> _DATA LINES_:
════
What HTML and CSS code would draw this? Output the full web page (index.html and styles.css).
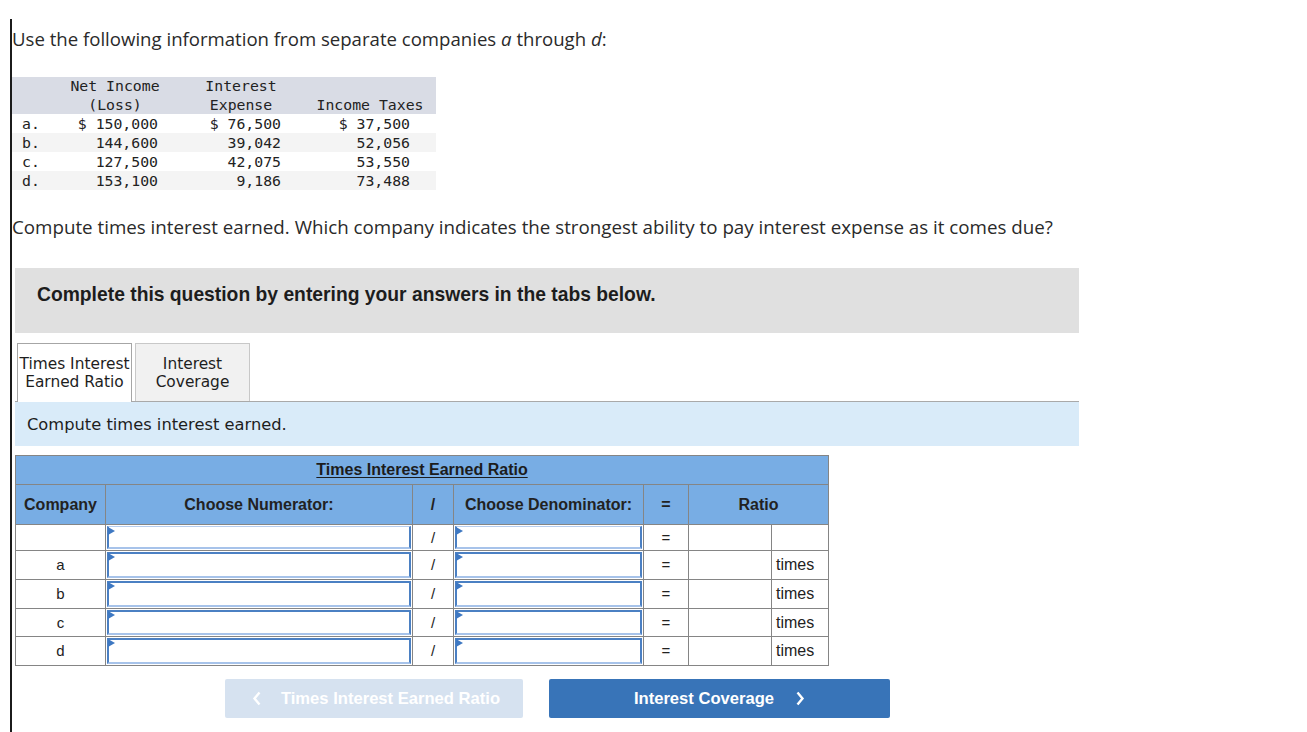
FILE: index.html
```html
<!DOCTYPE html>
<html>
<head>
<meta charset="utf-8">
<link rel="stylesheet" href="styles.css">
</head>
<body>
<div class="page">
  <p class="intro">Use the following information from separate companies <i>a</i> through <i>d</i>:</p>

  <table class="data">
    <colgroup><col class="c0"><col class="c1"><col class="c2"><col class="c3"></colgroup>
    <thead>
      <tr>
        <th></th>
        <th class="h1">Net Income<br>(Loss)</th>
        <th class="h2">Interest<br>Expense</th>
        <th class="h3">Income Taxes</th>
      </tr>
    </thead>
    <tbody>
      <tr><td class="lbl">a.</td><td class="v1">$ 150,000</td><td class="v2">$ 76,500</td><td class="v3">$ 37,500</td></tr>
      <tr class="alt"><td class="lbl">b.</td><td class="v1">144,600</td><td class="v2">39,042</td><td class="v3">52,056</td></tr>
      <tr><td class="lbl">c.</td><td class="v1">127,500</td><td class="v2">42,075</td><td class="v3">53,550</td></tr>
      <tr class="alt"><td class="lbl">d.</td><td class="v1">153,100</td><td class="v2">9,186</td><td class="v3">73,488</td></tr>
    </tbody>
  </table>

  <p class="question">Compute times interest earned. Which company indicates the strongest ability to pay interest expense as it comes due?</p>

  <div class="instructions">Complete this question by entering your answers in the tabs below.</div>

  <div class="tabs">
    <div class="tab active">Times Interest<br>Earned Ratio</div>
    <div class="tab">Interest<br>Coverage</div>
  </div>
  <div class="tabbar">Compute times interest earned.</div>

  <table class="work">
    <colgroup>
      <col class="w-co"><col class="w-num"><col class="w-sl"><col class="w-den"><col class="w-eq"><col class="w-rin"><col class="w-rt">
    </colgroup>
    <tr class="title-row"><th colspan="7"><span>Times Interest Earned Ratio</span></th></tr>
    <tr class="head-row">
      <th>Company</th>
      <th>Choose Numerator:</th>
      <th>/</th>
      <th>Choose Denominator:</th>
      <th>=</th>
      <th colspan="2">Ratio</th>
    </tr>
    <tr class="r0">
      <td class="co"></td>
      <td class="in"><div class="box first"></div><span class="tri"></span></td>
      <td class="op">/</td>
      <td class="in"><div class="box first"></div><span class="tri"></span></td>
      <td class="op">=</td>
      <td class="rin"></td>
      <td class="rt"></td>
    </tr>
    <tr class="r29">
      <td class="co">a</td>
      <td class="in"><div class="box"></div><span class="tri"></span></td>
      <td class="op">/</td>
      <td class="in"><div class="box"></div><span class="tri"></span></td>
      <td class="op">=</td>
      <td class="rin"></td>
      <td class="rt">times</td>
    </tr>
    <tr class="r29">
      <td class="co">b</td>
      <td class="in"><div class="box"></div><span class="tri"></span></td>
      <td class="op">/</td>
      <td class="in"><div class="box"></div><span class="tri"></span></td>
      <td class="op">=</td>
      <td class="rin"></td>
      <td class="rt">times</td>
    </tr>
    <tr class="r28">
      <td class="co">c</td>
      <td class="in"><div class="box"></div><span class="tri"></span></td>
      <td class="op">/</td>
      <td class="in"><div class="box"></div><span class="tri"></span></td>
      <td class="op">=</td>
      <td class="rin"></td>
      <td class="rt">times</td>
    </tr>
    <tr class="r29">
      <td class="co">d</td>
      <td class="in"><div class="box"></div><span class="tri"></span></td>
      <td class="op">/</td>
      <td class="in"><div class="box"></div><span class="tri"></span></td>
      <td class="op">=</td>
      <td class="rin"></td>
      <td class="rt">times</td>
    </tr>
  </table>

  <div class="nav">
    <button class="btn prev">
      <svg class="chev" width="10" height="15" viewBox="0 0 10 15"><path d="M7.5 1.5 L2.5 7.5 L7.5 13.5" fill="none" stroke="#ffffff" stroke-width="2.4"/></svg>
      <span>Times Interest Earned Ratio</span>
    </button>
    <button class="btn next">
      <span>Interest Coverage</span>
      <svg class="chev" width="10" height="15" viewBox="0 0 10 15"><path d="M2.5 1.5 L7.5 7.5 L2.5 13.5" fill="none" stroke="#ffffff" stroke-width="2.4"/></svg>
    </button>
  </div>
</div>
</body>
</html>
```

FILE: styles.css
```css
html, body {
  margin: 0;
  padding: 0;
  background: #ffffff;
  overflow: hidden;
}

.page {
  margin: 19px 0 0 10px;
  border-left: 2px solid #1b1b1b;
  min-height: 720px;
  padding-top: 9px;
  color: #222222;
  font-family: "Open Sans", "Liberation Sans", sans-serif;
}

.intro {
  margin: 0;
  font-size: 18.6px;
  line-height: 22px;
  color: #2a2a2a;
}

/* data table */
.data {
  margin-top: 27px;
  border-collapse: collapse;
  font-family: "DejaVu Sans Mono", "Liberation Mono", monospace;
  font-size: 14.8px;
  color: #222;
}
.data col.c0 { width: 48px; }
.data col.c1 { width: 110px; }
.data col.c2 { width: 130px; }
.data col.c3 { width: 136px; }
.data thead tr {
  background: #d9dce5;
}
.data th {
  font-weight: normal;
  line-height: 18.5px;
  height: 37px;
  padding: 0;
  vertical-align: bottom;
  text-align: center;
}
.data th.h2 { padding-left: 12px; }
.data th.h3 { padding-left: 4px; }
.data td {
  height: 19px;
  line-height: 19px;
  padding: 0;
  white-space: pre;
}
.data tr.alt { background: #f4f4f4; }
.data td.lbl { padding-left: 10px; }
.data td.v1 { text-align: right; padding-right: 12px; }
.data td.v2 { text-align: right; padding-right: 19px; }
.data td.v3 { text-align: right; padding-right: 26px; }

.question {
  margin: 26px 0 0 0;
  font-size: 18.75px;
  line-height: 22px;
  color: #2a2a2a;
}

.instructions {
  margin: 30px 0 0 3px;
  height: 65px;
  box-sizing: border-box;
  padding: 16px 0 0 22px;
  background: #e0e0e0;
  font-family: "Liberation Sans", Arial, sans-serif;
  font-weight: bold;
  font-size: 19.3px;
  line-height: 22px;
  color: #1d1d1d;
  width: 1064px;
}

/* tabs */
.tabs {
  margin: 10px 0 0 3px;
  width: 1064px;
  display: flex;
  gap: 3px;
  padding-left: 2px;
  box-sizing: border-box;
  border-bottom: 1px solid #a9a9a9;
}
.tab {
  width: 115px;
  height: 58px;
  box-sizing: border-box;
  border: 1px solid #c8c8c8;
  border-bottom: none;
  background: #f1f1f1;
  display: flex;
  align-items: center;
  justify-content: center;
  text-align: center;
  font-family: "DejaVu Sans", Verdana, sans-serif;
  font-size: 15.4px;
  line-height: 18px;
  color: #1e1e1e;
  white-space: nowrap;
}
.tab.active {
  background: #ffffff;
  border-color: #a6a6a6;
  margin-bottom: -1px;
  height: 59px;
  padding-bottom: 1px;
}

.tabbar {
  margin-left: 3px;
  width: 1064px;
  box-sizing: border-box;
  height: 44px;
  padding: 13px 0 0 12px;
  background: #d9ebf9;
  font-family: "DejaVu Sans", Verdana, sans-serif;
  font-size: 16.3px;
  line-height: 20px;
  color: #1e1e1e;
}

/* work table */
.work {
  margin: 9px 0 0 3px;
  border-collapse: collapse;
  width: 813px;
  table-layout: fixed;
  font-family: "Liberation Sans", Arial, sans-serif;
  font-size: 15px;
  color: #222;
}
.work col.w-co { width: 90px; }
.work col.w-num { width: 307px; }
.work col.w-sl { width: 41px; }
.work col.w-den { width: 190px; }
.work col.w-eq { width: 45px; }
.work col.w-rin { width: 83px; }
.work col.w-rt { width: 57px; }

.work th, .work td {
  border: 1px solid #858585;
  padding: 0;
  line-height: 18px;
}
.work .title-row th {
  background: #78ade4;
  height: 28px;
  font-size: 16px;
  font-weight: bold;
  text-align: center;
  vertical-align: middle;
}
.work .title-row th span {
  text-decoration: underline;
  text-underline-offset: 2px;
  color: #1c1c1c;
}
.work .head-row th {
  background: #78ade4;
  height: 39px;
  font-size: 16px;
  font-weight: bold;
  color: #222;
}
.work td {
  text-align: center;
  vertical-align: middle;
}
.work tr.r0 td { height: 25px; }
.work tr.r29 td { height: 28px; }
.work tr.r28 td { height: 27px; }
.work td.in {
  position: relative;
}
.work .box {
  margin: 1px;
  box-sizing: border-box;
  border: 2px solid #4b80c3;
  border-bottom-color: #a7c3ea;
  background: #ffffff;
}
.work tr.r0 .box { height: 23px; }
.work tr.r29 .box { height: 26px; }
.work tr.r28 .box { height: 25px; }
.work .box.first {
  border-top-color: #b6cdee;
  border-top-width: 1px;
}
.work .tri {
  position: absolute;
  left: 2px;
  top: 2px;
  width: 0;
  height: 0;
  border-top: 4px solid transparent;
  border-bottom: 4px solid transparent;
  border-left: 7px solid #3e78c2;
}
.work td.rt {
  text-align: left;
  padding-left: 4px;
  font-size: 16px;
}

/* nav buttons */
.nav {
  display: flex;
  gap: 26px;
  margin: 13px 0 0 213px;
}
.btn {
  height: 39px;
  border: none;
  border-radius: 2px;
  color: #ffffff;
  font-family: "Liberation Sans", Arial, sans-serif;
  font-weight: bold;
  font-size: 16.6px;
  display: flex;
  align-items: center;
  justify-content: center;
  padding: 0;
}
.btn.prev {
  width: 298px;
  background: #d6e2f0;
  gap: 19px;
  padding-left: 4px;
}
.btn.next {
  width: 341px;
  background: #3874b8;
  gap: 21px;
  padding-left: 0;
}
.chev { display: block; }
```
════
> _INSTRUCTIONS TO FOLLOW_: Make a list of all lines in the data that contain "page".

> _CORRECT RESULT_:
What HTML and CSS code would draw this? Output the full web page (index.html and styles.css).
<div class="page">
.page {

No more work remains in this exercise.